We didn't ring the gardai until the lads had come back on their bikes from the playground to say that there was no one there. When we did ring the gardai, they told us to bring the boy to them. I asked them if they couldn't come and get him. He was a small boy, very distressed, and not a fast walker. We could be a while getting him to the station. They had no car available, they said. Even for a missing child? Even for a missing child.
We tried to get the small boy's mother's name out of him, and we asked him if he knew where he lived. He didn't say much, just the big gulps that convulsed his little body, and then, now and then, he would say: "They're not there." When we asked if he knew where he lived, he seemed to point in the direction of the garda station, the direction we were going in anyway.
So I picked him up and off we went, the lads providing a kind of escort, whizzing around on their bikes and shouting around the place, looking for anyone who might know the boy. We asked people we met on the street and we called into the chipper, where there was a crowd of people. No one knew him. One woman suggested we bring him to the priest's house, that he would probably know who he was.
The whole thing was a bit surreal at this stage and uncharted territory, so we kind of took her advice without really thinking. We obeyed. Because you're not sure what to do when you find a small boy. You're kind of wondering, to be honest, how anyone is ever going to find out who he is.
We were heading down around to the priest's house when a car pulled up next to us. Another woman who had been in the chipper listening had obviously thought again, and decided to come and get us. She would bring us to the garda station. We abandoned the search for the priest's house and got in.
The small boy was not keen on getting into the car. Clearly he had been warned not to get into cars with strangers. My wife took him on her lap. She said he was both stiff and shaking with fear and distress. She talked quietly into his ear and told him she had two little girls at home just like him, and eventually she said she felt his little body relax into her. But he still trembled, and lurched with the regular, repetitive, noiseless sob.

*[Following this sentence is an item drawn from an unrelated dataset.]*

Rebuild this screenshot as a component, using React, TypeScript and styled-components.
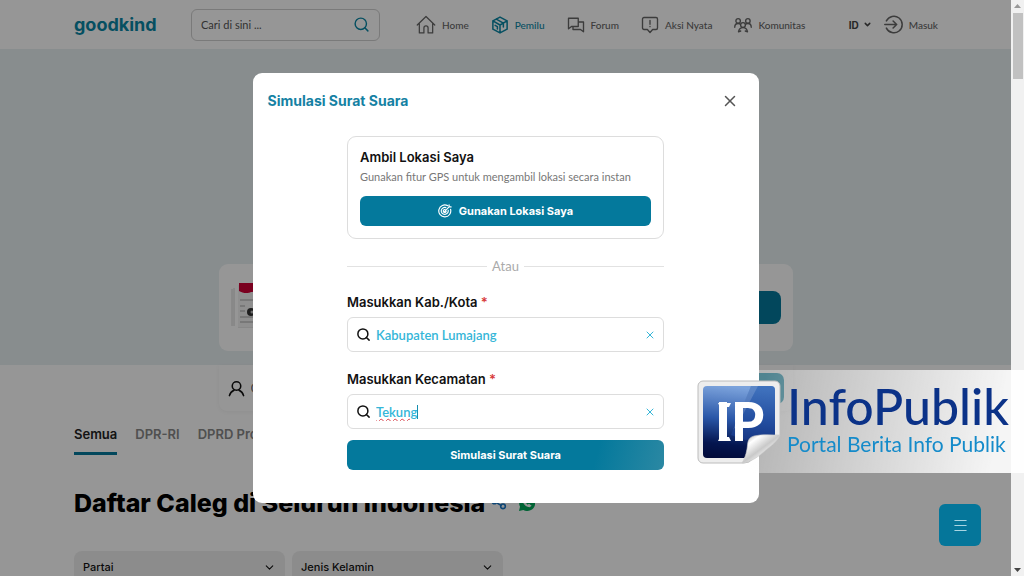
import React from "react";
import styled, { createGlobalStyle, css } from "styled-components";
import { ChevronDown, Menu, Search, X } from "lucide-react";

const display = `Inter, "Open Sans", sans-serif`;
const body = `Lato, "Open Sans", sans-serif`;
const teal = "#04799c";

const GlobalStyle = createGlobalStyle`
  *, *::before, *::after { box-sizing: border-box; }
  body { margin: 0; background: #fff; font-family: ${body}; color: #111; }
  button, input, select { font: inherit; color: inherit; border: 0; background: none; padding: 0; margin: 0; }
  input, select { outline: 0; min-width: 0; }
  h1, h2, h3, p { margin: 0; }
  a { color: inherit; text-decoration: none; }
  svg { display: block; flex: none; }
`;

const Frame = styled.div`
  display: grid;
  grid-template-columns: minmax(0, 1fr) 13px;
  height: 100vh;
  overflow: hidden;
`;

const Viewport = styled.div`
  position: relative;
  overflow: hidden;
`;

const Header = styled.header`
  display: flex;
  align-items: center;
  height: 49px;
  padding: 0 73px 0 74px;
`;

const Logo = styled.a`
  width: 117px;
  font: 700 18px/24px ${display};
  color: #0a87a5;
`;

const HeaderSearch = styled.form`
  display: flex;
  align-items: center;
  width: 189px;
  height: 32px;
  padding: 0 9px;
  border: 1px solid #cfcfcf;
  border-radius: 6px;
  color: #555;

  input { flex: 1; font-size: 11px; }
  input::placeholder { color: #555; opacity: 1; }
  button { color: #0a87a5; }
`;

const Nav = styled.nav`
  display: flex;
  gap: 22px;
  margin-left: 36px;
`;

const NavLink = styled.a<{ $active?: boolean }>`
  display: flex;
  align-items: center;
  gap: 6px;
  font: 500 10px/16px ${body};
  white-space: nowrap;
  color: ${(p) => (p.$active ? "#0a87a5" : "#666")};
`;

const Account = styled.div`
  display: flex;
  align-items: center;
  gap: 12px;
  margin-left: auto;
`;

const Language = styled.button`
  display: flex;
  align-items: center;
  gap: 4px;
  font: 700 10px/16px ${display};
  color: #444;
`;

const Hero = styled.section`
  display: flex;
  flex-direction: column;
  justify-content: flex-end;
  align-items: center;
  height: 316px;
  padding-bottom: 14px;
  background: #e8f0f2;
`;

const Panel = styled.div`
  display: flex;
  align-items: center;
  justify-content: space-between;
  width: 574px;
  max-width: 100%;
  background: #fff;
`;

const BallotPanel = styled(Panel)`
  height: 87px;
  padding: 0 12px;
  border-radius: 9px;
`;

const PanelButton = styled.button`
  width: 120px;
  height: 33px;
  border-radius: 8px;
  background: ${teal};
`;

const FinderPanel = styled(Panel)`
  gap: 6px;
  height: 46px;
  margin: 0 auto;
  padding: 0 9px;
  border-radius: 0 0 8px 8px;
  box-shadow: 0 1px 4px rgba(0, 0, 0, 0.05);

  input { flex: 1; font-size: 13px; }
  button {
    display: grid;
    place-items: center;
    width: 32px;
    height: 31px;
    border-radius: 7px;
    background: #0a87a5;
    color: #fff;
  }
`;

const Content = styled.main`
  padding: 13px 74px 0;
`;

const Tabs = styled.div`
  display: flex;
  gap: 18px;
`;

const Tab = styled.button<{ $active?: boolean }>`
  padding-bottom: 8px;
  border-bottom: 3px solid ${(p) => (p.$active ? teal : "transparent")};
  font: 600 13px/20px ${display};
  white-space: nowrap;
  color: ${(p) => (p.$active ? "#222" : "#888")};
`;

const TitleRow = styled.div`
  display: flex;
  align-items: center;
  gap: 6px;
  margin: 32px 0;

  h1 { font: 800 25px/32px ${display}; white-space: nowrap; color: #000; }
`;

const ShareLink = styled.a`
  margin-right: 6px;
  color: #1878c8;
`;

const Filters = styled.div`
  display: flex;
  gap: 7px;
`;

const Filter = styled.label`
  display: grid;
  align-items: center;
  width: 211px;
  height: 32px;
  border-radius: 8px;
  background: #efefef;

  select, svg { grid-area: 1 / 1; }
  select { appearance: none; height: 32px; padding: 0 9px; font: 500 11px/16px ${display}; }
  svg { justify-self: end; margin-right: 9px; pointer-events: none; }
`;

const Overlay = styled.div`
  position: absolute;
  inset: 0;
  display: grid;
  place-items: center;
  background: rgba(0, 0, 0, 0.41);
`;

const Dialog = styled.section`
  width: 506px;
  max-width: 100%;
  padding: 0 15px 33px;
  border-radius: 9px;
  background: #fff;
`;

const DialogHeader = styled.header`
  display: flex;
  align-items: center;
  justify-content: space-between;
  height: 63px;
  padding: 0 5px 7px 0;

  h2 { font: 700 14px/20px ${display}; color: #1481a3; }
  button { color: #555; }
`;

const DialogBody = styled.form`
  display: flex;
  flex-direction: column;
  width: 317px;
  max-width: 100%;
  margin: 0 auto;
`;

const LocationCard = styled.div`
  display: flex;
  flex-direction: column;
  padding: 12px;
  border: 1px solid #ddd;
  border-radius: 9px;

  h3 { font: 600 13px/16px ${display}; }
  p { margin: 4px 0 11px; font: 400 11px/16px ${body}; color: #777; white-space: nowrap; }
`;

const PrimaryButton = styled.button<{ $shaded?: boolean }>`
  display: flex;
  align-items: center;
  justify-content: center;
  gap: 7px;
  width: 100%;
  height: 30px;
  border-radius: 6px;
  background: ${(p) => (p.$shaded ? `linear-gradient(105deg, ${teal} 78%, #2b88a3)` : teal)};
  font: 700 11px/16px ${display};
  color: #fff;
`;

const Divider = styled.div`
  display: flex;
  align-items: center;
  gap: 5px;
  margin: 19px 0 20px;
  font: 400 13px/16px ${body};
  color: #aaa;

  &::before, &::after { content: ""; flex: 1; height: 1px; background: #e2e2e2; }
`;

const FieldLabel = styled.label`
  margin-bottom: 7px;
  font: 600 13px/16px ${display};

  span { color: #d83a3a; }
`;

const Field = styled.div`
  display: flex;
  align-items: center;
  height: 35px;
  margin-bottom: 19px;
  padding: 0 7px 0 8px;
  border: 1px solid #ddd;
  border-radius: 6px;

  &:last-of-type { margin-bottom: 11px; }
  button { margin-left: auto; color: #35b6d8; }
`;

const FieldInput = styled.input<{ $misspelt?: boolean }>`
  field-sizing: content;
  margin-left: 5px;
  font: 600 13px/18px ${body};
  color: #35b6d8;
  ${(p) => p.$misspelt && css`text-decoration: underline wavy #d8434e 1px; text-underline-offset: 1px;`}
`;

const Caret = styled.span`
  width: 1px;
  height: 14px;
  background: #168eaf;
`;

const MenuButton = styled.button`
  position: absolute;
  right: 30px;
  bottom: 30px;
  display: grid;
  place-items: center;
  width: 42px;
  height: 42px;
  border-radius: 6px;
  background: #05769a;
  color: #a9d5e2;
`;

const Scrollbar = styled.div`
  display: flex;
  flex-direction: column;
  align-items: center;
  justify-content: space-between;
  padding: 4px 0;
  background: #f1f1f1;
`;

const Thumb = styled.div`
  width: 10px;
  height: 66px;
  margin: 5px 0 auto;
  background: #c1c1c1;
`;

const Watermark = styled.aside`
  position: fixed;
  right: 0;
  bottom: 103px;
  display: flex;
  align-items: center;
  gap: 6px;
  height: 103px;
  padding-right: 16px;
  background: linear-gradient(100deg, rgba(255, 255, 255, 0.3) 20%, rgba(255, 255, 255, 0.9) 90%);
`;

const Brand = styled.div`
  width: 221px;
  padding-bottom: 8px;
  white-space: nowrap;

  strong { display: block; font: 500 50px/52px ${body}; color: #0b3288; }
  span { display: block; font: 400 21px/24px ${body}; color: #158bca; }
`;

type IconProps = { size?: number; children: React.ReactNode; width?: number };
const Icon = ({ size = 18, width = 1.5, children }: IconProps) => (
  <svg width={size} height={size} viewBox="0 0 24 24" fill="none" stroke="currentColor" strokeWidth={width} strokeLinecap="round" strokeLinejoin="round" aria-hidden="true">
    {children}
  </svg>
);

const HomeIcon = () => (
  <Icon size={20}><path d="M1.5 12 12 1.8 22.5 12M4 10v11.5h5.5v-6a2.5 2.5 0 0 1 5 0v6H20V10" /></Icon>
);
const BoxIcon = () => (
  <Icon width={2}><path d="M12 1.5 21.5 6.5v11L12 22.500l-9.500-5v-11zM2.500 6.500 12 12l9.500-5.500M12 12v10.500M7 4.200l9.500 5.300v5M5.500 12.500l3 1.700v3" /></Icon>
);
const ForumIcon = () => (
  <Icon width={1.8}><path d="M2 3h13v11H6l-4 3zM15 8h7v13l-4-3H8v-4M6 14h9V8" /></Icon>
);
const ActionIcon = () => (
  <Icon width={1.8}><path d="M4 2h16a2 2 0 0 1 2 2v12a2 2 0 0 1-2 2h-4.500L12 22l-3.500-4H4a2 2 0 0 1-2-2V4a2 2 0 0 1 2-2zM12 6v5M12 14v.2" /></Icon>
);
const PeopleIcon = () => (
  <Icon width={1.8}>
    <circle cx="5.500" cy="6.500" r="3" /><circle cx="18.500" cy="6.500" r="3" /><circle cx="12" cy="12" r="3.200" />
    <path d="M1 15c0-3 1.500-5 4.500-5 1.200 0 2.200.4 3 1M23 15c0-3-1.500-5-4.500-5-1.200 0-2.200.4-3 1M6 21c.5-3.500 2.500-5.500 6-5.500s5.500 2 6 5.500M6 21l3-1M18 21l-3-1" />
  </Icon>
);
const LoginIcon = () => (
  <Icon size={19} width={1.9}><path d="M3 7.500a10.500 10.500 0 1 1 0 9M1 12h15M11.500 7.500 16 12l-4.500 4.500" /></Icon>
);
const UserIcon = () => (
  <Icon size={17} width={2.2}><circle cx="12" cy="8.500" r="6" /><path d="M2 22c1-4 3-6 6.500-7.500M22 22c-1-4-3-6-6.500-7.500" /></Icon>
);
const TargetIcon = () => (
  <Icon size={14} width={2}>
    <path d="M21.500 9a10.300 10.300 0 1 1-5-6.200M17.500 11a6 6 0 1 1-4-4.800M14 12.500a2.500 2.500 0 1 1-2-3M11.500 12.500 19 5M19 5V1.500M19 5h3.500" />
  </Icon>
);
const ShareIcon = () => (
  <Icon size={16} width={2.4}><circle cx="5" cy="10" r="3" /><circle cx="18" cy="17" r="3.500" /><circle cx="18" cy="4" r="3" /><path d="m8 11.500 7 4M8 8.500l7-3.500" /></Icon>
);
const WhatsAppIcon = () => (
  <svg width="16" height="16" viewBox="0 0 24 24" aria-hidden="true">
    <path fill="#00a859" d="M12 0a12 12 0 1 1-5.500 22.500L0 24l1.500-6.500A12 12 0 0 1 12 0z" />
    <path fill="#fff" d="M8 5 5.500 8c0 5 5 10.500 10.500 10.500l3-2.500-4-3-2 1.500-4-4L10.500 8z" />
  </svg>
);

const BallotArt = () => (
  <svg width="58" height="50" viewBox="0 0 58 50" aria-hidden="true">
    <path d="M3 5v38M1 6v37M7 44h48" stroke="#d2d2d2" fill="none" />
    <path d="M7 2h48v42H7z" fill="#f4f4f4" />
    <path d="M8 0h46v8l-34 1c-3 2-9 1-12-1z" fill="#d00036" />
    <path d="M9 17h44M9 23h5M9 28h5M9 34h44M9 39h44" stroke="#ccc" strokeWidth="2" />
    <circle cx="20" cy="29" r="4" fill="#333" />
    <circle cx="21" cy="29" r="1.500" fill="#bbb" />
  </svg>
);

const BrandMark = () => (
  <svg width="84" height="84" viewBox="0 0 84 84" aria-hidden="true">
    <defs>
      <linearGradient id="blue" x1="0.3" y1="0" x2="0.2" y2="1">
        <stop offset="0" stopColor="#7ca3dc" /><stop offset="0.45" stopColor="#2a57a8" />
        <stop offset="0.8" stopColor="#04154f" /><stop offset="1" stopColor="#020b3a" />
      </linearGradient>
      <linearGradient id="shine" x1="0" y1="0" x2="0" y2="1">
        <stop offset="0" stopColor="#2b62b4" /><stop offset="1" stopColor="#1a3d8f" />
      </linearGradient>
      <linearGradient id="curl" x1="0" y1="0" x2="1" y2="1">
        <stop offset="0" stopColor="#8c8c8c" /><stop offset="0.25" stopColor="#fff" />
        <stop offset="0.5" stopColor="#c9c9c9" /><stop offset="0.7" stopColor="#fafafa" />
      </linearGradient>
    </defs>
    <path d="M6 1h72a5 5 0 0 1 5 5v50L52 82l-5 1H6a5 5 0 0 1-5-5V6a5 5 0 0 1 5-5z" fill="#ededed" stroke="#bcbcbc" />
    <path d="M10 6h64a4 4 0 0 1 4 4v45L47 78H10a4 4 0 0 1-4-4V10a4 4 0 0 1 4-4z" fill="url(#blue)" />
    <path d="M54 6h20a4 4 0 0 1 4 4v45l-30 5-14-5z" fill="url(#shine)" opacity="0.75" />
    <path d="M54 6h7L41 44l-5 6z" fill="#fff" opacity="0.16" />
    <text x="18" y="61" fill="#fff" fontFamily="Lato, sans-serif" fontWeight="900" fontSize="53">IP</text>
    <path d="M21 23h13l-2 4h-9zM21 61h13l-2-4h-9z" fill="#fff" />
    <path d="M83 55c-9 0-18-1-26 1-7 2-6 7-7 13-1 6-3 11-5 14 10-1 17-7 24-13 6-5 11-8 14-15z" fill="url(#curl)" stroke="#c7c7c7" strokeWidth="0.600" />
  </svg>
);

const navItems = [
  { label: "Home", icon: <HomeIcon /> },
  { label: "Pemilu", icon: <BoxIcon />, active: true },
  { label: "Forum", icon: <ForumIcon /> },
  { label: "Aksi Nyata", icon: <ActionIcon /> },
  { label: "Komunitas", icon: <PeopleIcon /> },
];

function LocationField({ id, label, value, editing }: { id: string; label: string; value: string; editing?: boolean }) {
  return (
    <>
      <FieldLabel htmlFor={id}>{label} <span>*</span></FieldLabel>
      <Field>
        <Search size={15} strokeWidth={2.4} color="#111" />
        <FieldInput id={id} defaultValue={value} $misspelt={editing} spellCheck={false} />
        {editing && <Caret />}
        <button type="button" aria-label={`Hapus ${value}`}><X size={12} strokeWidth={2} /></button>
      </Field>
    </>
  );
}

export default function App() {
  return (
    <>
      <GlobalStyle />
      <Frame>
        <Viewport>
          <Header>
            <Logo href="#">goodkind</Logo>
            <HeaderSearch>
              <input type="search" aria-label="Cari" placeholder="Cari di sini ..." />
              <button type="button" aria-label="Cari"><Search size={17} /></button>
            </HeaderSearch>
            <Nav>
              {navItems.map((item) => (
                <NavLink key={item.label} href="#" $active={item.active}>{item.icon}{item.label}</NavLink>
              ))}
            </Nav>
            <Account>
              <Language type="button">ID <ChevronDown size={9} strokeWidth={4} /></Language>
              <NavLink href="#"><LoginIcon />Masuk</NavLink>
            </Account>
          </Header>
          <Hero>
            <BallotPanel>
              <BallotArt />
              <PanelButton type="button" aria-label="Mulai simulasi" />
            </BallotPanel>
          </Hero>
          <FinderPanel>
            <UserIcon />
            <input type="search" aria-label="Cari caleg" placeholder="Cari nama caleg" />
            <button type="button" aria-label="Cari caleg"><Search size={14} /></button>
          </FinderPanel>
          <Content>
            <Tabs>
              <Tab type="button" $active>Semua</Tab>
              <Tab type="button">DPR-RI</Tab>
              <Tab type="button">DPRD Provinsi</Tab>
            </Tabs>
            <TitleRow>
              <h1>Daftar Caleg di Seluruh Indonesia</h1>
              <ShareLink href="#" aria-label="Bagikan"><ShareIcon /></ShareLink>
              <a href="#" aria-label="WhatsApp"><WhatsAppIcon /></a>
            </TitleRow>
            <Filters>
              <Filter><select aria-label="Partai"><option>Partai</option></select><ChevronDown size={13} /></Filter>
              <Filter><select aria-label="Jenis Kelamin"><option>Jenis Kelamin</option></select><ChevronDown size={13} /></Filter>
            </Filters>
          </Content>
          <Overlay>
            <Dialog role="dialog" aria-labelledby="dialog-title">
              <DialogHeader>
                <h2 id="dialog-title">Simulasi Surat Suara</h2>
                <button type="button" aria-label="Tutup"><X size={18} strokeWidth={2} /></button>
              </DialogHeader>
              <DialogBody>
                <LocationCard>
                  <h3>Ambil Lokasi Saya</h3>
                  <p>Gunakan fitur GPS untuk mengambil lokasi secara instan</p>
                  <PrimaryButton type="button"><TargetIcon />Gunakan Lokasi Saya</PrimaryButton>
                </LocationCard>
                <Divider>Atau</Divider>
                <LocationField id="kota" label="Masukkan Kab./Kota" value="Kabupaten Lumajang" />
                <LocationField id="kecamatan" label="Masukkan Kecamatan" value="Tekung" editing />
                <PrimaryButton type="button" $shaded>Simulasi Surat Suara</PrimaryButton>
              </DialogBody>
            </Dialog>
          </Overlay>
          <MenuButton type="button" aria-label="Menu"><Menu size={17} strokeWidth={1.5} /></MenuButton>
        </Viewport>
        <Scrollbar>
          <svg width="7" height="4" viewBox="0 0 7 4"><path d="M0 4 3.500 0 7 4z" fill="#999" /></svg>
          <Thumb />
          <svg width="7" height="4" viewBox="0 0 7 4"><path d="M0 0h7L3.500 4z" fill="#444" /></svg>
        </Scrollbar>
      </Frame>
      <Watermark>
        <BrandMark />
        <Brand>
          <strong>InfoPublik</strong>
          <span>Portal Berita Info Publik</span>
        </Brand>
      </Watermark>
    </>
  );
}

I plonked him on the counter in the garda station. The sad thing was that this did not seem to be an unusual situation for the gardai. One of them started taking my details. He asked for my date of birth. I suddenly felt like I was being quizzed and pointed out that I wasn't a suspect here, that I was just someone doing the right thing. "There's a missing child involved," the garda said. And it suddenly struck me that I probably smelt slightly of drink, though any effects of the few pints I had earlier disappeared very quickly when my leisurely evening turned into an Ian McEwan novel.
Was I somehow possibly in the frame here? Did they have to make sure I wasn't some kidnapper who had freaked out and was now trying to get out of it all by presenting here with the kid? Me and the cop compromised on my name and address.
Meanwhile, the other cop was on to another, more central garda station. The small boy had been found about halfway between the two stations, so they figured his parents might have been on to the other station. That garda didn't seem too happy with these parents. He said this kind of thing is happening in every garda station around Ireland every day.
I was still wondering how the hell they were going to figure out who the kid was. We had got his first name out of him, but he wasn't offering any other information. I needn't have worried, of course. Within minutes the cop told us the kid's mother had just rung the other station. He asked the boy if he wanted to talk to his mam. They got her on the phone. It sounded like she wasn't too happy with the kid. After the boy spoke to her, he tried to bolt out of the station. Clearly, he figured he was in trouble. I suspect the mother wasn't going to get a great reception from the cops either. We left them all to it and headed off.
The whole thing was very banal but a bit unsettling and surreal, so I decided I needed a drink. We went into the nearest pub. A guy in there, with a few on board, was insisting on hugging me. After he was gone, I noticed my jacket smelt a bit of urine. "Did that guy smell of piss?" I asked my wife. She gave me a sad, sheepish look. "No..." "Had the boy wet himself?" "No…", she said. I guess he just smelt a bit of neglect.
I don't know what we take from all this. I could speculate and tell you a couple of other things, but let's give everyone their privacy here. One thing I suppose we can take from it is that it's heartening, in these fearful times we live in, that everyone from the young lads, to everyone we met, to the woman who drove us to the garda station, to the gardai themselves, did the right thing. So you can only assume that practically everyone would do the right thing in this situation.
So while his poor mother must have been beside herself imagining him all alone out there in the big, bad world, in reality everybody the boy encountered all did their small bit to keeping him safe and getting him home. And that's something. Isn't it?